Description of the task:
Find how many lines contain "matches" and state only that number.

Source data:
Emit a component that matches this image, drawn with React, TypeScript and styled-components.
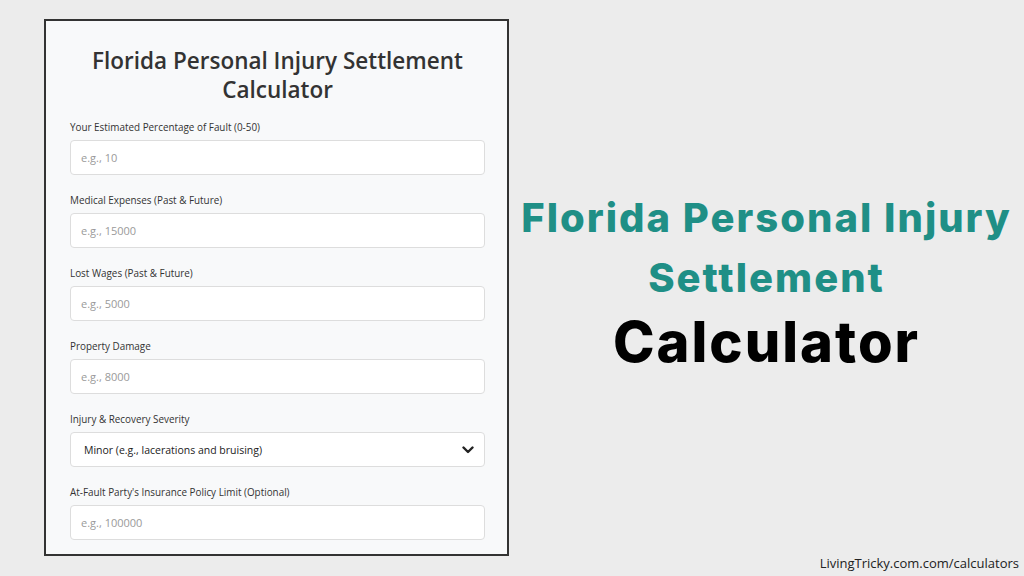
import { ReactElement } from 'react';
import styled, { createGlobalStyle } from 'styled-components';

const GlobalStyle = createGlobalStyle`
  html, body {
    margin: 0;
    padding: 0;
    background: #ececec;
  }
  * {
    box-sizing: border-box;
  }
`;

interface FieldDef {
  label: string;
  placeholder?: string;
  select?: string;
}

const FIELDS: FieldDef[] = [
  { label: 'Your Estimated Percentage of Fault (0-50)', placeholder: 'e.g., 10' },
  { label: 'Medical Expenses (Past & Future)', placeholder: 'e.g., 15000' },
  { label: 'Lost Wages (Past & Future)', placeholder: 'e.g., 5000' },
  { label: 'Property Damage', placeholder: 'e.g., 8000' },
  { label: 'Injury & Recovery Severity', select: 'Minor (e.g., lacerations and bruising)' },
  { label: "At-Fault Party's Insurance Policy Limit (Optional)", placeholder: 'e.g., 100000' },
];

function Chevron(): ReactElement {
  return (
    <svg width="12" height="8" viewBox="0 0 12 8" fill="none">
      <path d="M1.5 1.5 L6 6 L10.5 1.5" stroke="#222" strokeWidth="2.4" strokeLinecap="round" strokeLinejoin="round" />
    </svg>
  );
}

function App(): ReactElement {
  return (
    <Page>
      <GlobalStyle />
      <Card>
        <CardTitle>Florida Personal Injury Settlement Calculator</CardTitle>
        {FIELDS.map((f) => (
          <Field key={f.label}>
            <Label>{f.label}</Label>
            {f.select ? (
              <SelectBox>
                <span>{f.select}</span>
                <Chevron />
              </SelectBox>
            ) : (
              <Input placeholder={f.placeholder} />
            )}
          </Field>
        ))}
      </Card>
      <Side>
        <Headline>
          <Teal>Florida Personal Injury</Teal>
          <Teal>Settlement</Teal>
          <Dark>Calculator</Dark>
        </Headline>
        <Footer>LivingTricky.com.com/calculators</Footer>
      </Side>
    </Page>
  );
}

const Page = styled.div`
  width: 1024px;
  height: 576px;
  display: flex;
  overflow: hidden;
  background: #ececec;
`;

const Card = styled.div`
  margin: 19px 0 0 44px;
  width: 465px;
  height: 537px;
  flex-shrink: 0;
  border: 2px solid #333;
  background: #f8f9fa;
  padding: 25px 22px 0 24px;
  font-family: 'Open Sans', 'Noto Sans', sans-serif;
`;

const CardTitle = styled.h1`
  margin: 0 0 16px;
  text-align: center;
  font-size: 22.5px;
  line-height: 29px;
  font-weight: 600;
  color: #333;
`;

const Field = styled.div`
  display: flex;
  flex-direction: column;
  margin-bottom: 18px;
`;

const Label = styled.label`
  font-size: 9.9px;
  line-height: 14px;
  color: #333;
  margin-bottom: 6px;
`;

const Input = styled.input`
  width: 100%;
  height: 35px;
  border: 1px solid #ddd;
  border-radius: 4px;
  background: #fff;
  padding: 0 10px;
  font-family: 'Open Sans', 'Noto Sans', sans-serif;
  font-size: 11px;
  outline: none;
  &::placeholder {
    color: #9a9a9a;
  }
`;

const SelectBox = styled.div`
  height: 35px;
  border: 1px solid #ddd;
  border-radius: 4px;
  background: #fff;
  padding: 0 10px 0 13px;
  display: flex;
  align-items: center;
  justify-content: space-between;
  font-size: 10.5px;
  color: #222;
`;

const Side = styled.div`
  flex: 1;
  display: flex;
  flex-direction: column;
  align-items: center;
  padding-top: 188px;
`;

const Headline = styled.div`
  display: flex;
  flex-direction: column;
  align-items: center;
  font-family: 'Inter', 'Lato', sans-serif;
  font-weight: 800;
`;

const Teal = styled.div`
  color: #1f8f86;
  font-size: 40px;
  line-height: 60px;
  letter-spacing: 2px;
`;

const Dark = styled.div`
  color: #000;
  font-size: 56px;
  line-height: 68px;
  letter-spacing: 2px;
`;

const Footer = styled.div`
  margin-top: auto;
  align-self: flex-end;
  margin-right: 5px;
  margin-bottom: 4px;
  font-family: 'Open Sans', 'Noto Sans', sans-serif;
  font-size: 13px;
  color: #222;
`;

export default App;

* * *

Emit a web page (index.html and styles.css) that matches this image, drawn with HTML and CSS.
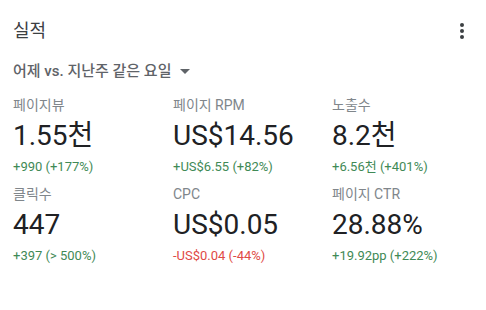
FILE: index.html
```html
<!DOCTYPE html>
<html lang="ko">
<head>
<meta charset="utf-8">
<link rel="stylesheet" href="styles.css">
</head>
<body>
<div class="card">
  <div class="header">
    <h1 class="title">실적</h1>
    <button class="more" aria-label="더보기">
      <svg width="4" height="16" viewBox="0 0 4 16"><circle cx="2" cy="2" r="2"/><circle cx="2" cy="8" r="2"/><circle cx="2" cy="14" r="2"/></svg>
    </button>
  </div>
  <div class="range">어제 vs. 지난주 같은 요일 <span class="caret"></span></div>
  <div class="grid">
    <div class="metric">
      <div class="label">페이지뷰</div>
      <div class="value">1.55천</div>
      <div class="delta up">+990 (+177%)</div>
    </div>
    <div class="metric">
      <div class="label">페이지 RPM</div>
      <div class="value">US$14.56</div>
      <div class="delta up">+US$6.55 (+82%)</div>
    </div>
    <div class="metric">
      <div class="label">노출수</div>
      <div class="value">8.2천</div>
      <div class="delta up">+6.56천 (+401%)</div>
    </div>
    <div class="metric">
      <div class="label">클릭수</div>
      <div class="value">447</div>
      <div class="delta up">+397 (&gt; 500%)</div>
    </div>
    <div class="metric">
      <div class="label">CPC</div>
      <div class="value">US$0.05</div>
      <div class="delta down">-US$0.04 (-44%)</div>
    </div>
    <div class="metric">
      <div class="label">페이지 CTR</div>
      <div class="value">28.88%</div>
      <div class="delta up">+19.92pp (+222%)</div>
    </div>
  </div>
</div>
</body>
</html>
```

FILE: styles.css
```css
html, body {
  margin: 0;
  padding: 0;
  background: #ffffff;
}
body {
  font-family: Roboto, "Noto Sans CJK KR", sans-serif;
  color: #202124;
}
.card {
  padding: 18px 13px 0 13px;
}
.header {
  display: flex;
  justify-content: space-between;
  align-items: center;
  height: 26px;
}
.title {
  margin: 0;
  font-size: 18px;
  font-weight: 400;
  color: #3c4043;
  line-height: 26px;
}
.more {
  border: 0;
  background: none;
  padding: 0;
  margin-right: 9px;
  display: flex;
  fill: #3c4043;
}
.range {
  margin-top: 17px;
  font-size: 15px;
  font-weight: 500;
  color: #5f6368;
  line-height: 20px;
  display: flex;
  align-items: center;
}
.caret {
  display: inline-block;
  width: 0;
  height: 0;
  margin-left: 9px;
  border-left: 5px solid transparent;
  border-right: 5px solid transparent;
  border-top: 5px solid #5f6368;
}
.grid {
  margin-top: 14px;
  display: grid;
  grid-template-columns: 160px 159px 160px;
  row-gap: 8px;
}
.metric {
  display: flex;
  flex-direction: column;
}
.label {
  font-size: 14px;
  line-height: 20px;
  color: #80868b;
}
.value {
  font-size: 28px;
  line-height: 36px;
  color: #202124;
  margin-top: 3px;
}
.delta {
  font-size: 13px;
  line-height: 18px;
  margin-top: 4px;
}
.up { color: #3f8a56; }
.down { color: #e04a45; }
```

--

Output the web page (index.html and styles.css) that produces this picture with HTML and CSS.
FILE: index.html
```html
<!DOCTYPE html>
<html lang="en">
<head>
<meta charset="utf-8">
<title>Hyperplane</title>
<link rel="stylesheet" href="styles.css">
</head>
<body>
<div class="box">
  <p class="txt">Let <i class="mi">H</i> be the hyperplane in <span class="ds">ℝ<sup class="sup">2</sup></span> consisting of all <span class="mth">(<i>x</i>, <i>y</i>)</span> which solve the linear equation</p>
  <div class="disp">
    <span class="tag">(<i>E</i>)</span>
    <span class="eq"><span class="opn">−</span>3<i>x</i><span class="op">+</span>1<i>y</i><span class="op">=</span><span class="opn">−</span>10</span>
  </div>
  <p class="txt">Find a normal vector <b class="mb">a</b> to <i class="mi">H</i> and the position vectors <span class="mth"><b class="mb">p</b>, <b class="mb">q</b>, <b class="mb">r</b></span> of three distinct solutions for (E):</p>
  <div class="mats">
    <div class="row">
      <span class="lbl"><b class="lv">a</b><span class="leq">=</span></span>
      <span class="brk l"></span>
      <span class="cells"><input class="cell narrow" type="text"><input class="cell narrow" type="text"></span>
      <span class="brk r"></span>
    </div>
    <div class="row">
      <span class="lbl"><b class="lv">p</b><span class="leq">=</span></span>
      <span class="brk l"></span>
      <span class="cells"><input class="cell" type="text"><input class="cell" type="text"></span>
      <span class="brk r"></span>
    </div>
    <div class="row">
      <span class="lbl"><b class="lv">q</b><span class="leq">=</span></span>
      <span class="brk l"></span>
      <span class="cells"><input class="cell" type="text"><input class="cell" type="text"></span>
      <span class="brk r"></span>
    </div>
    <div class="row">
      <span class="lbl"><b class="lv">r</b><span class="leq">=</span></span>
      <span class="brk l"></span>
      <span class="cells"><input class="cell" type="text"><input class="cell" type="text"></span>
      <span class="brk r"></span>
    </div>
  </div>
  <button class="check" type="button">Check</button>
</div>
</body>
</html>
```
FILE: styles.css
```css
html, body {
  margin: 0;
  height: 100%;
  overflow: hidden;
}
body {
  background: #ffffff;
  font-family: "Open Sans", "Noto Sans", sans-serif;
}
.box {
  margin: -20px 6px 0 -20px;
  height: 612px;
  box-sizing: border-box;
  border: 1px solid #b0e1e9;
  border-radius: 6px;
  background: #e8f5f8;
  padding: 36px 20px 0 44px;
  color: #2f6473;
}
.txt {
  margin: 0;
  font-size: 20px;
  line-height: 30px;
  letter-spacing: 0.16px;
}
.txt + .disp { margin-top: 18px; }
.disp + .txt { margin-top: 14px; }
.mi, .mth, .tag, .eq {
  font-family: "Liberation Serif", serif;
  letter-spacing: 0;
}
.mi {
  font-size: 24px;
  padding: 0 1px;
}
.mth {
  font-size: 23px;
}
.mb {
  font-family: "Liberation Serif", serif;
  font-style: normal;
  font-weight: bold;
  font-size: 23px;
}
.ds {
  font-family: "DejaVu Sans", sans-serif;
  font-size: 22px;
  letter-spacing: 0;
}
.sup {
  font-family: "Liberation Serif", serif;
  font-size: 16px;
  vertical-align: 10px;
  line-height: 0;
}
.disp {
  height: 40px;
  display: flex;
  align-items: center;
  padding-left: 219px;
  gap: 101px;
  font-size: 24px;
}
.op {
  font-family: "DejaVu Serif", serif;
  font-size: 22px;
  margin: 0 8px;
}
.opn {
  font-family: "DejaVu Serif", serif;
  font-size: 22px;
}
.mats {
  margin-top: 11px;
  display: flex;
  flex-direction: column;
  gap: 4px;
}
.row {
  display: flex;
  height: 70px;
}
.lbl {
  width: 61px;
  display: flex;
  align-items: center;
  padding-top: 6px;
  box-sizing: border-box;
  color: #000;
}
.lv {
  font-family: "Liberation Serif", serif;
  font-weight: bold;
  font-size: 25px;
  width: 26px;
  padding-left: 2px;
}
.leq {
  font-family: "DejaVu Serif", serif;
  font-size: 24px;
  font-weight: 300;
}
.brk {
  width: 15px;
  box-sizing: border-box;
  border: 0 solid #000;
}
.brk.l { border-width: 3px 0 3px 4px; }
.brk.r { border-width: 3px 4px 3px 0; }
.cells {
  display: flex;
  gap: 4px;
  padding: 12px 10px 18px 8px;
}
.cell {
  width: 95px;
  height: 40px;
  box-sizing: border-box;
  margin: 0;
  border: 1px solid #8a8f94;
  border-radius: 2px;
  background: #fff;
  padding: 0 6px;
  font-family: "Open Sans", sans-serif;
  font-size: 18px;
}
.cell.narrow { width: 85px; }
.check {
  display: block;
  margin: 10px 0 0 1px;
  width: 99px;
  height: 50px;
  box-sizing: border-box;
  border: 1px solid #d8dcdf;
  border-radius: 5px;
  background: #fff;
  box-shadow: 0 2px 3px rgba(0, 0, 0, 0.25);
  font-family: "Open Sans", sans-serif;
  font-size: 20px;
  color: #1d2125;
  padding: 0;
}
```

Exercise solution:
2